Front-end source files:
------------------------------------------------------------------------
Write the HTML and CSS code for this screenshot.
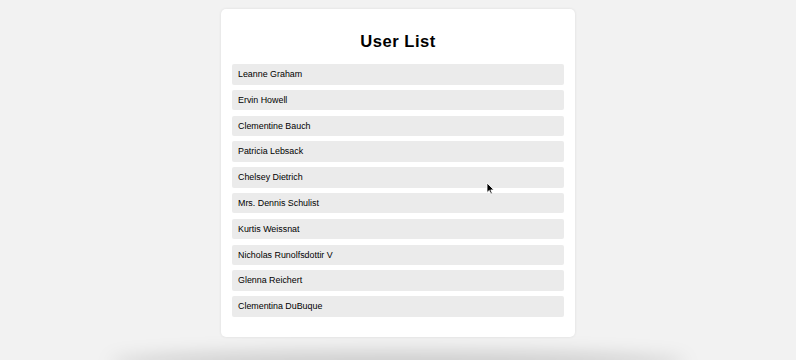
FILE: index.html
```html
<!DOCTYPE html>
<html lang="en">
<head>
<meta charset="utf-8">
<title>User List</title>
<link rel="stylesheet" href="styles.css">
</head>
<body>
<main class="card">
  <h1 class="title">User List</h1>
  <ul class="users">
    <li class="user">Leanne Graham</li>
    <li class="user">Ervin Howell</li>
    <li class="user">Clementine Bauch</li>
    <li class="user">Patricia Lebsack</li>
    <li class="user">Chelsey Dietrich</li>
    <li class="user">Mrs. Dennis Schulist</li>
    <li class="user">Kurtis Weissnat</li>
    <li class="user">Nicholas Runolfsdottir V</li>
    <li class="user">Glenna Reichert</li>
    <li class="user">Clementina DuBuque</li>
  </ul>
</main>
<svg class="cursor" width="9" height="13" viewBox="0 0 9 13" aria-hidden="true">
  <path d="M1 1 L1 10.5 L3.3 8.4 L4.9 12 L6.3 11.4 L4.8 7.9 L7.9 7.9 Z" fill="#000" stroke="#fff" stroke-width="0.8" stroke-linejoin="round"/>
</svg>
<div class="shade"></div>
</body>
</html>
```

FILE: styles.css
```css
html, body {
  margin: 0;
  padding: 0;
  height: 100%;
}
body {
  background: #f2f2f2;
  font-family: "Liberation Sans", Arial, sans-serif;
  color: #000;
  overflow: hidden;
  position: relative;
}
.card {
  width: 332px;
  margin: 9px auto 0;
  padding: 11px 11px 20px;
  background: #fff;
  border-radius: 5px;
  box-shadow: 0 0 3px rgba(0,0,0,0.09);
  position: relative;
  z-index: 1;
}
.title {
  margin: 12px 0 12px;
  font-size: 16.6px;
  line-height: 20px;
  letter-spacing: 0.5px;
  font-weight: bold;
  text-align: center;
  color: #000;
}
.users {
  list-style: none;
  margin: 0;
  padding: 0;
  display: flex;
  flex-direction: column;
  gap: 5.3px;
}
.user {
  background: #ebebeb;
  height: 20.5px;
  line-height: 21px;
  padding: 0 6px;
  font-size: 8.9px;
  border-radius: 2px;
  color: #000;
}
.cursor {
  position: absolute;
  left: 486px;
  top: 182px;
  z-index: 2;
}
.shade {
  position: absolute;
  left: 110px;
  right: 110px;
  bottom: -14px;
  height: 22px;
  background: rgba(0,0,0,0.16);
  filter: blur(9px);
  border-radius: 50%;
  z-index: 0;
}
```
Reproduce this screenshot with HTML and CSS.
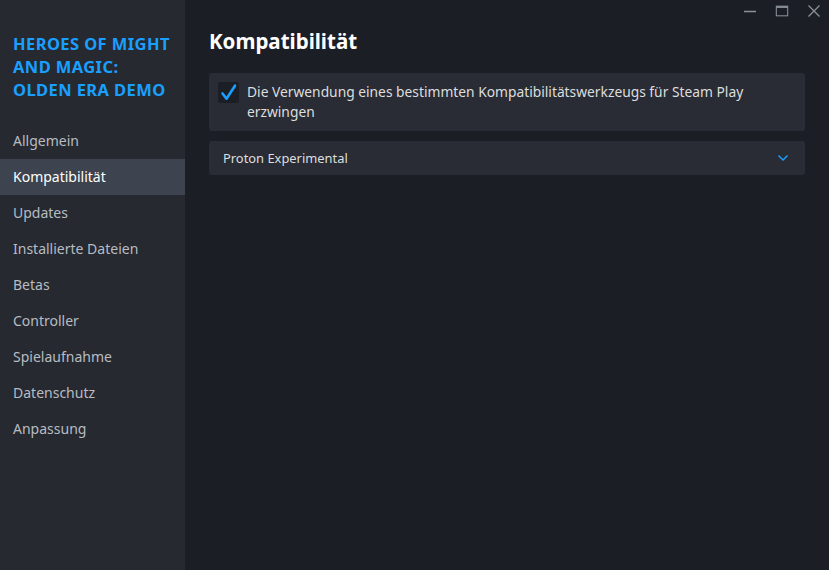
------------------------------------------------------------------------
Copy every record character for character. Skip the pictures.

Write the HTML and CSS code for this screenshot.
FILE: index.html
```html
<!DOCTYPE html>
<html lang="en">
<head>
<meta charset="utf-8">
<title>User List</title>
<link rel="stylesheet" href="styles.css">
</head>
<body>
<main class="card">
  <h1 class="title">User List</h1>
  <ul class="users">
    <li class="user">Leanne Graham</li>
    <li class="user">Ervin Howell</li>
    <li class="user">Clementine Bauch</li>
    <li class="user">Patricia Lebsack</li>
    <li class="user">Chelsey Dietrich</li>
    <li class="user">Mrs. Dennis Schulist</li>
    <li class="user">Kurtis Weissnat</li>
    <li class="user">Nicholas Runolfsdottir V</li>
    <li class="user">Glenna Reichert</li>
    <li class="user">Clementina DuBuque</li>
  </ul>
</main>
<svg class="cursor" width="9" height="13" viewBox="0 0 9 13" aria-hidden="true">
  <path d="M1 1 L1 10.5 L3.3 8.4 L4.9 12 L6.3 11.4 L4.8 7.9 L7.9 7.9 Z" fill="#000" stroke="#fff" stroke-width="0.8" stroke-linejoin="round"/>
</svg>
<div class="shade"></div>
</body>
</html>
```

FILE: styles.css
```css
html, body {
  margin: 0;
  padding: 0;
  height: 100%;
}
body {
  background: #f2f2f2;
  font-family: "Liberation Sans", Arial, sans-serif;
  color: #000;
  overflow: hidden;
  position: relative;
}
.card {
  width: 332px;
  margin: 9px auto 0;
  padding: 11px 11px 20px;
  background: #fff;
  border-radius: 5px;
  box-shadow: 0 0 3px rgba(0,0,0,0.09);
  position: relative;
  z-index: 1;
}
.title {
  margin: 12px 0 12px;
  font-size: 16.6px;
  line-height: 20px;
  letter-spacing: 0.5px;
  font-weight: bold;
  text-align: center;
  color: #000;
}
.users {
  list-style: none;
  margin: 0;
  padding: 0;
  display: flex;
  flex-direction: column;
  gap: 5.3px;
}
.user {
  background: #ebebeb;
  height: 20.5px;
  line-height: 21px;
  padding: 0 6px;
  font-size: 8.9px;
  border-radius: 2px;
  color: #000;
}
.cursor {
  position: absolute;
  left: 486px;
  top: 182px;
  z-index: 2;
}
.shade {
  position: absolute;
  left: 110px;
  right: 110px;
  bottom: -14px;
  height: 22px;
  background: rgba(0,0,0,0.16);
  filter: blur(9px);
  border-radius: 50%;
  z-index: 0;
}
```
Reproduce this screenshot with HTML and CSS.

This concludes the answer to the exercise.